(ARY AND THE SECRET OF THE SEASONS is out now for all platforms. Distributor provided review copy.)
ARY is an example of just how far an inspired idea and tenacity can propel a project, even when ambition exceeds its grasp.
When I first fired up ARY AND THE SECRET OF THE SEASONS, I quickly realized how rough the finished game. Graphics would glitch out; missions would not activate, and the level of detail would randomly spaz out. It felt like an Early Access disaster in the making, except that it was the full release. Thankfully, I remained hooked due to the visual style and the supremely charming lead character, Ary.
A full month later, ARY has received two updates, and while these patches don’t fix everything, they’re a sign of future support. Down the line, ARY will be an even better game. Right now, it’s a diamond in the rough, well worth its occasional stumbles.
Set in a world where anthropomorphic animals live hand-in-hand with humankind, ARY follows its namesake, a young girl born to a family of Guardians for the Seasons, as she sets out to solve the mystery threatening to destroy her world. On her journey, she encounters other guardians and gains new powers to aid her on the quest.
The plot is familiar but doesn’t feel like a retread. It borrows from other iconic franchises, most notably the LEGEND OF ZELDA series, yet the narrative always feels like its own thing. Thanks to charming animation in the story sequences and a lively voice cast that brings the game to life, Ary is a visual treat. The graphical style is hugely bright and colorful, reminiscent of games like WINDWAKER and ORACLE OF THE SEASONS. Even the mini-map is adorable with it’s old-school Nintendo styled interface.
Where the problems rear their ugly head is the technical presentation of things. The world is reasonably big but suffers from invisible walls and railroading. Even on a high-end PC, the game suffers from screen tearing and random crashes. Quest tracking will occasionally glitch so that missions stop working without reloading an older save. At one point, Ary’s character model started to grab onto walls so that I could climb nearly any obstacle with ease. Hitboxes don’t always connect, and combat feels like an afterthought entirely.
Even on a more general level, Ary feels unfinished. There’s a sense like some of this stuff has to be placeholders. While the graphics are pretty with their distinct design, the menus are cluttered and fussy. Like oddly phrased dialog that hangs like unfinished thoughts, even little things come become annoying when they repeat so often. Most side-quests are a variation of the same fetch quest, but not all of them lead to anything. NPC’s range from highly animated and verbal to completely static, making the world occasionally feel flat.

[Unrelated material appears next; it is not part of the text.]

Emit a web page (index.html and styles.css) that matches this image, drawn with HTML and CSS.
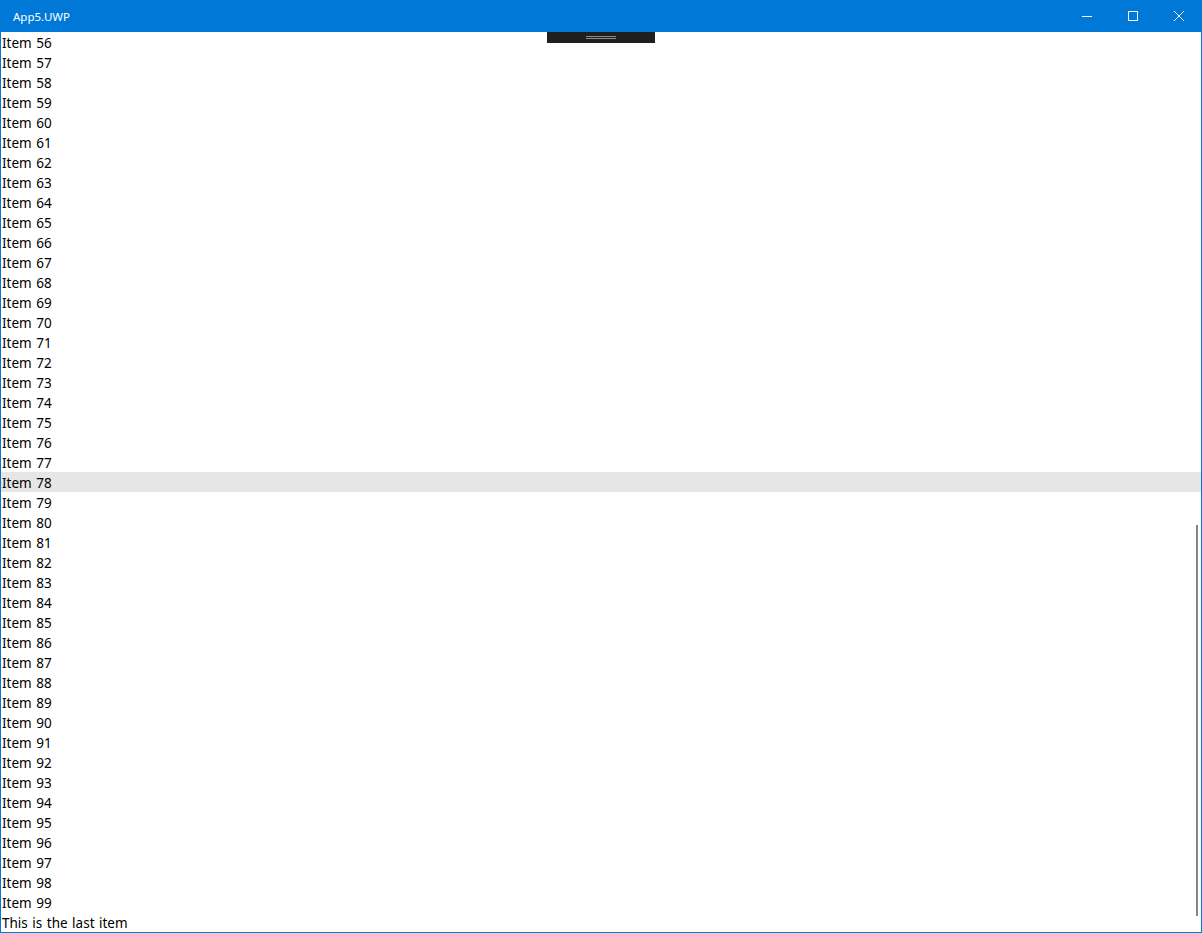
FILE: index.html
```html
<!DOCTYPE html>
<html>
<head>
<meta charset="utf-8">
<link rel="stylesheet" href="styles.css">
</head>
<body>
<div class="window">
  <div class="titlebar">
    <span class="title">App5.UWP</span>
    <div class="caption">
      <div class="cbtn"><svg width="10" height="10" viewBox="0 0 10 10"><path d="M0 5.5H10" stroke="#fff" stroke-width="1"/></svg></div>
      <div class="cbtn"><svg width="10" height="10" viewBox="0 0 10 10"><rect x="0.5" y="0.5" width="9" height="9" fill="none" stroke="#fff" stroke-width="1"/></svg></div>
      <div class="cbtn"><svg width="10" height="10" viewBox="0 0 10 10"><path d="M0 0L10 10M10 0L0 10" stroke="#fff" stroke-width="1"/></svg></div>
    </div>
  </div>
  <div class="content">
    <div class="list" id="list">
      <div class="row">Item 56</div>
      <div class="row">Item 57</div>
      <div class="row">Item 58</div>
      <div class="row">Item 59</div>
      <div class="row">Item 60</div>
      <div class="row">Item 61</div>
      <div class="row">Item 62</div>
      <div class="row">Item 63</div>
      <div class="row">Item 64</div>
      <div class="row">Item 65</div>
      <div class="row">Item 66</div>
      <div class="row">Item 67</div>
      <div class="row">Item 68</div>
      <div class="row">Item 69</div>
      <div class="row">Item 70</div>
      <div class="row">Item 71</div>
      <div class="row">Item 72</div>
      <div class="row">Item 73</div>
      <div class="row">Item 74</div>
      <div class="row">Item 75</div>
      <div class="row">Item 76</div>
      <div class="row">Item 77</div>
      <div class="row hover">Item 78</div>
      <div class="row">Item 79</div>
      <div class="row">Item 80</div>
      <div class="row">Item 81</div>
      <div class="row">Item 82</div>
      <div class="row">Item 83</div>
      <div class="row">Item 84</div>
      <div class="row">Item 85</div>
      <div class="row">Item 86</div>
      <div class="row">Item 87</div>
      <div class="row">Item 88</div>
      <div class="row">Item 89</div>
      <div class="row">Item 90</div>
      <div class="row">Item 91</div>
      <div class="row">Item 92</div>
      <div class="row">Item 93</div>
      <div class="row">Item 94</div>
      <div class="row">Item 95</div>
      <div class="row">Item 96</div>
      <div class="row">Item 97</div>
      <div class="row">Item 98</div>
      <div class="row">Item 99</div>
      <div class="row">This is the last item</div>
    </div>
    <div class="scrollthumb"></div>
    <div class="dragbar"><span class="grip"></span><span class="grip"></span></div>
  </div>
</div>
</body>
</html>
```
FILE: styles.css
```css
html, body {
  margin: 0;
  padding: 0;
  background: #ffffff;
}
.window {
  width: 1202px;
  height: 933px;
  box-sizing: border-box;
  display: flex;
  flex-direction: column;
  font-family: "Noto Sans", "Open Sans", sans-serif;
}
.titlebar {
  height: 32px;
  flex: none;
  background: #0078d7;
  display: flex;
  align-items: center;
  color: #ffffff;
}
.title {
  font-size: 11.5px;
  padding-left: 13px;
  flex: 1;
}
.caption {
  display: flex;
  height: 32px;
}
.cbtn {
  width: 46px;
  height: 32px;
  display: flex;
  align-items: center;
  justify-content: center;
}
.content {
  position: relative;
  flex: 1;
  border: 1px solid #0078d7;
  border-top: none;
  overflow: hidden;
}
.list {
  display: flex;
  flex-direction: column;
}
.row {
  height: 20px;
  box-sizing: border-box;
  padding-top: 2px;
  line-height: 18px;
  font-size: 13.5px;
  word-spacing: 1px;
  color: #000000;
  padding-left: 1px;
  white-space: nowrap;
}
.row.hover {
  background: #e6e6e6;
}
.scrollthumb {
  position: absolute;
  right: 3px;
  top: 493px;
  width: 2px;
  height: 391px;
  background: #858585;
}
.dragbar {
  position: absolute;
  left: 546px;
  top: 0;
  width: 108px;
  height: 11px;
  background: #1f1f1f;
  display: flex;
  flex-direction: column;
  align-items: center;
  padding-top: 4px;
  box-sizing: border-box;
  gap: 1px;
}
.grip {
  display: block;
  width: 30px;
  height: 1px;
  background: #8a8a8a;
}
```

That probably has a lot to do with the scope of the game compared to the design team. There’s ambition, and there’s foolhardiness, and Ary feels more than often like the latter. It’s great that a developer wants to push for a new and unique 10 hour IP meant for the younger audience, but a shorter, more polished game would have also done the trick.
Yet even with these issues, none of which are minor, Ary is a joy to play when it works. The season shifting mechanic is a blast, allowing for some hugely inventive puzzles. Changing the landscape in portions from summer to mid-winter never gets old, and discovering new locations with each newfound power makes for a rewarding experience. There are four major dungeons to explore, one for each season, and the game makes the most of them.
The result is a game that reminds me of other smaller budget indie titles from my youth, which rarely, if ever, got the chance to update after their release. They remained half-finished products of great ambition that found fans to love them despite their many quirks and problems. As a jaded adult, it’s sometimes hard to remember that kind of joy in seeing something get made, even when it doesn’t work all the time. But ARY AND THE SECRET OF THE SEASONS is an excellent reminder of that.
It’s unfinished, often broken, but so filled with potential that you want to get swept away with it. Even when it crashes without explanation or the missions stop loading, or there’s a bug that makes you climb walls. You ignore them because the bigger picture is all that matters. Sometimes that’s enough.